Repeat exactly each line of the data provided below.

----

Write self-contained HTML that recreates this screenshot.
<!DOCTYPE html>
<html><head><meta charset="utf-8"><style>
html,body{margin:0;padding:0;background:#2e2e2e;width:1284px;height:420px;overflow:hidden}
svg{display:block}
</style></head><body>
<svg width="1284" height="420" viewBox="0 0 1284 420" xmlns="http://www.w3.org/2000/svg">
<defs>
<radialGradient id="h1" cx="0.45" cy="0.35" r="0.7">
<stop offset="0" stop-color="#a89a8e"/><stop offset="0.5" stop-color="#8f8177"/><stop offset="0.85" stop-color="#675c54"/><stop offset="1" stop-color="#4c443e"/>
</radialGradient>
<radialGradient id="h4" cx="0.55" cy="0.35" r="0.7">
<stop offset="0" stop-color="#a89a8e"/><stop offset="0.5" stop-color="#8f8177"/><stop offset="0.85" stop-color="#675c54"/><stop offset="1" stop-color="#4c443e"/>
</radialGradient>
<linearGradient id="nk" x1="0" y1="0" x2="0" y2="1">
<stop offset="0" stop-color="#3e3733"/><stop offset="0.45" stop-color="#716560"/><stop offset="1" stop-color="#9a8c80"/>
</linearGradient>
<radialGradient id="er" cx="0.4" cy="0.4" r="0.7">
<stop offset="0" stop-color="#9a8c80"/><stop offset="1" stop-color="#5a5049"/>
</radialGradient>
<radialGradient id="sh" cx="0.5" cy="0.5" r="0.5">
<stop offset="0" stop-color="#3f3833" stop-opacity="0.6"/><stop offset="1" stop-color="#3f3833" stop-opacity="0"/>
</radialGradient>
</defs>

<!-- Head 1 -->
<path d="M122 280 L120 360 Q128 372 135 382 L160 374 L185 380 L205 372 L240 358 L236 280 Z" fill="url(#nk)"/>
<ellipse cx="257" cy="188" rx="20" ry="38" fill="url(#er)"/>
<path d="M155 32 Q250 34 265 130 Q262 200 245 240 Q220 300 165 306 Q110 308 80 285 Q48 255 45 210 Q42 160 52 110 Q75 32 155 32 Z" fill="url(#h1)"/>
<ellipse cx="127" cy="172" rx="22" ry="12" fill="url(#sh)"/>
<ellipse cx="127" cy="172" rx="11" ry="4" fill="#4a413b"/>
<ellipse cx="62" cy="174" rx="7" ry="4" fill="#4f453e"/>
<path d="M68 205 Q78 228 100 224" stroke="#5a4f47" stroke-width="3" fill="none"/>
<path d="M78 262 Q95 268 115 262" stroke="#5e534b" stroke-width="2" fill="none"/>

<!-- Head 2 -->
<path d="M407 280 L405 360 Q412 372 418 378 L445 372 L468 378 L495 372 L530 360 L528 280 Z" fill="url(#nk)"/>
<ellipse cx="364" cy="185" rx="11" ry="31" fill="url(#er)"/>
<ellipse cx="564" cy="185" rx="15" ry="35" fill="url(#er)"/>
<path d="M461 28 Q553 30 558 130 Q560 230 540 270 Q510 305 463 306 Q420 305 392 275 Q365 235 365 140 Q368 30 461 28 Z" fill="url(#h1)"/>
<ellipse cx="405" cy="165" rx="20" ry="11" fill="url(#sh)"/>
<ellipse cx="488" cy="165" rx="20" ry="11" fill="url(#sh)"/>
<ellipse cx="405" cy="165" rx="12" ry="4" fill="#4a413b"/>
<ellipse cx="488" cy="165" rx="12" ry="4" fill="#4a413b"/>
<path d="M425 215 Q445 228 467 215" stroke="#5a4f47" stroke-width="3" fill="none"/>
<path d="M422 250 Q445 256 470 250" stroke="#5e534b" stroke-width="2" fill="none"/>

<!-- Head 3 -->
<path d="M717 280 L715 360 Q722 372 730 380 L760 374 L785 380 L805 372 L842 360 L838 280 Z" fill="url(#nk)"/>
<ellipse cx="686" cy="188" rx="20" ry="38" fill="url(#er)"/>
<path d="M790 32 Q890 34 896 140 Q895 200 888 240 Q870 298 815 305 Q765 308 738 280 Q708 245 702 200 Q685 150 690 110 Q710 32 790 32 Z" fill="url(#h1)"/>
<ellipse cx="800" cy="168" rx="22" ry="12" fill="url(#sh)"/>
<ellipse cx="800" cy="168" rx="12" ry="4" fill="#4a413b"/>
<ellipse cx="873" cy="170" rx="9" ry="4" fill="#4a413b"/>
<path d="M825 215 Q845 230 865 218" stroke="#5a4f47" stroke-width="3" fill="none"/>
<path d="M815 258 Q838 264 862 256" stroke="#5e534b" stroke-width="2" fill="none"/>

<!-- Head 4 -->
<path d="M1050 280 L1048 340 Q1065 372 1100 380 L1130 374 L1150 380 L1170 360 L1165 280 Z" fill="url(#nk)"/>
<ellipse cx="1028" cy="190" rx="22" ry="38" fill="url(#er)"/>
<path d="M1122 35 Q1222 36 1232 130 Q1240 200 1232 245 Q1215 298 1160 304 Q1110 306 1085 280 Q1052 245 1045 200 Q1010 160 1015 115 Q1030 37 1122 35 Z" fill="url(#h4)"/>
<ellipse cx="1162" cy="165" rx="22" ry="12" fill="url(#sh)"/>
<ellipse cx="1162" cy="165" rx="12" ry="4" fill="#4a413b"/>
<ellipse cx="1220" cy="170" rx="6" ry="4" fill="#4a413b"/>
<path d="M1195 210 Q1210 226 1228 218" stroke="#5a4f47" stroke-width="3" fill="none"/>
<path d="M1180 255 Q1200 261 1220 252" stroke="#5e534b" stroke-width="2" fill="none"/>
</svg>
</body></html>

----

* _Written response_:
Write self-contained HTML that recreates this screenshot.
<!DOCTYPE html>
<html><head><meta charset="utf-8"><style>
html,body{margin:0;padding:0;background:#2e2e2e;width:1284px;height:420px;overflow:hidden}
svg{display:block}
</style></head><body>
<svg width="1284" height="420" viewBox="0 0 1284 420" xmlns="http://www.w3.org/2000/svg">
<defs>
<radialGradient id="h1" cx="0.45" cy="0.35" r="0.7">
<stop offset="0" stop-color="#a89a8e"/><stop offset="0.5" stop-color="#8f8177"/><stop offset="0.85" stop-color="#675c54"/><stop offset="1" stop-color="#4c443e"/>
</radialGradient>
<radialGradient id="h4" cx="0.55" cy="0.35" r="0.7">
<stop offset="0" stop-color="#a89a8e"/><stop offset="0.5" stop-color="#8f8177"/><stop offset="0.85" stop-color="#675c54"/><stop offset="1" stop-color="#4c443e"/>
</radialGradient>
<linearGradient id="nk" x1="0" y1="0" x2="0" y2="1">
<stop offset="0" stop-color="#3e3733"/><stop offset="0.45" stop-color="#716560"/><stop offset="1" stop-color="#9a8c80"/>
</linearGradient>
<radialGradient id="er" cx="0.4" cy="0.4" r="0.7">
<stop offset="0" stop-color="#9a8c80"/><stop offset="1" stop-color="#5a5049"/>
</radialGradient>
<radialGradient id="sh" cx="0.5" cy="0.5" r="0.5">
<stop offset="0" stop-color="#3f3833" stop-opacity="0.6"/><stop offset="1" stop-color="#3f3833" stop-opacity="0"/>
</radialGradient>
</defs>

<!-- Head 1 -->
<path d="M122 280 L120 360 Q128 372 135 382 L160 374 L185 380 L205 372 L240 358 L236 280 Z" fill="url(#nk)"/>
<ellipse cx="257" cy="188" rx="20" ry="38" fill="url(#er)"/>
<path d="M155 32 Q250 34 265 130 Q262 200 245 240 Q220 300 165 306 Q110 308 80 285 Q48 255 45 210 Q42 160 52 110 Q75 32 155 32 Z" fill="url(#h1)"/>
<ellipse cx="127" cy="172" rx="22" ry="12" fill="url(#sh)"/>
<ellipse cx="127" cy="172" rx="11" ry="4" fill="#4a413b"/>
<ellipse cx="62" cy="174" rx="7" ry="4" fill="#4f453e"/>
<path d="M68 205 Q78 228 100 224" stroke="#5a4f47" stroke-width="3" fill="none"/>
<path d="M78 262 Q95 268 115 262" stroke="#5e534b" stroke-width="2" fill="none"/>

<!-- Head 2 -->
<path d="M407 280 L405 360 Q412 372 418 378 L445 372 L468 378 L495 372 L530 360 L528 280 Z" fill="url(#nk)"/>
<ellipse cx="364" cy="185" rx="11" ry="31" fill="url(#er)"/>
<ellipse cx="564" cy="185" rx="15" ry="35" fill="url(#er)"/>
<path d="M461 28 Q553 30 558 130 Q560 230 540 270 Q510 305 463 306 Q420 305 392 275 Q365 235 365 140 Q368 30 461 28 Z" fill="url(#h1)"/>
<ellipse cx="405" cy="165" rx="20" ry="11" fill="url(#sh)"/>
<ellipse cx="488" cy="165" rx="20" ry="11" fill="url(#sh)"/>
<ellipse cx="405" cy="165" rx="12" ry="4" fill="#4a413b"/>
<ellipse cx="488" cy="165" rx="12" ry="4" fill="#4a413b"/>
<path d="M425 215 Q445 228 467 215" stroke="#5a4f47" stroke-width="3" fill="none"/>
<path d="M422 250 Q445 256 470 250" stroke="#5e534b" stroke-width="2" fill="none"/>

<!-- Head 3 -->
<path d="M717 280 L715 360 Q722 372 730 380 L760 374 L785 380 L805 372 L842 360 L838 280 Z" fill="url(#nk)"/>
<ellipse cx="686" cy="188" rx="20" ry="38" fill="url(#er)"/>
<path d="M790 32 Q890 34 896 140 Q895 200 888 240 Q870 298 815 305 Q765 308 738 280 Q708 245 702 200 Q685 150 690 110 Q710 32 790 32 Z" fill="url(#h1)"/>
<ellipse cx="800" cy="168" rx="22" ry="12" fill="url(#sh)"/>
<ellipse cx="800" cy="168" rx="12" ry="4" fill="#4a413b"/>
<ellipse cx="873" cy="170" rx="9" ry="4" fill="#4a413b"/>
<path d="M825 215 Q845 230 865 218" stroke="#5a4f47" stroke-width="3" fill="none"/>
<path d="M815 258 Q838 264 862 256" stroke="#5e534b" stroke-width="2" fill="none"/>

<!-- Head 4 -->
<path d="M1050 280 L1048 340 Q1065 372 1100 380 L1130 374 L1150 380 L1170 360 L1165 280 Z" fill="url(#nk)"/>
<ellipse cx="1028" cy="190" rx="22" ry="38" fill="url(#er)"/>
<path d="M1122 35 Q1222 36 1232 130 Q1240 200 1232 245 Q1215 298 1160 304 Q1110 306 1085 280 Q1052 245 1045 200 Q1010 160 1015 115 Q1030 37 1122 35 Z" fill="url(#h4)"/>
<ellipse cx="1162" cy="165" rx="22" ry="12" fill="url(#sh)"/>
<ellipse cx="1162" cy="165" rx="12" ry="4" fill="#4a413b"/>
<ellipse cx="1220" cy="170" rx="6" ry="4" fill="#4a413b"/>
<path d="M1195 210 Q1210 226 1228 218" stroke="#5a4f47" stroke-width="3" fill="none"/>
<path d="M1180 255 Q1200 261 1220 252" stroke="#5e534b" stroke-width="2" fill="none"/>
</svg>
</body></html>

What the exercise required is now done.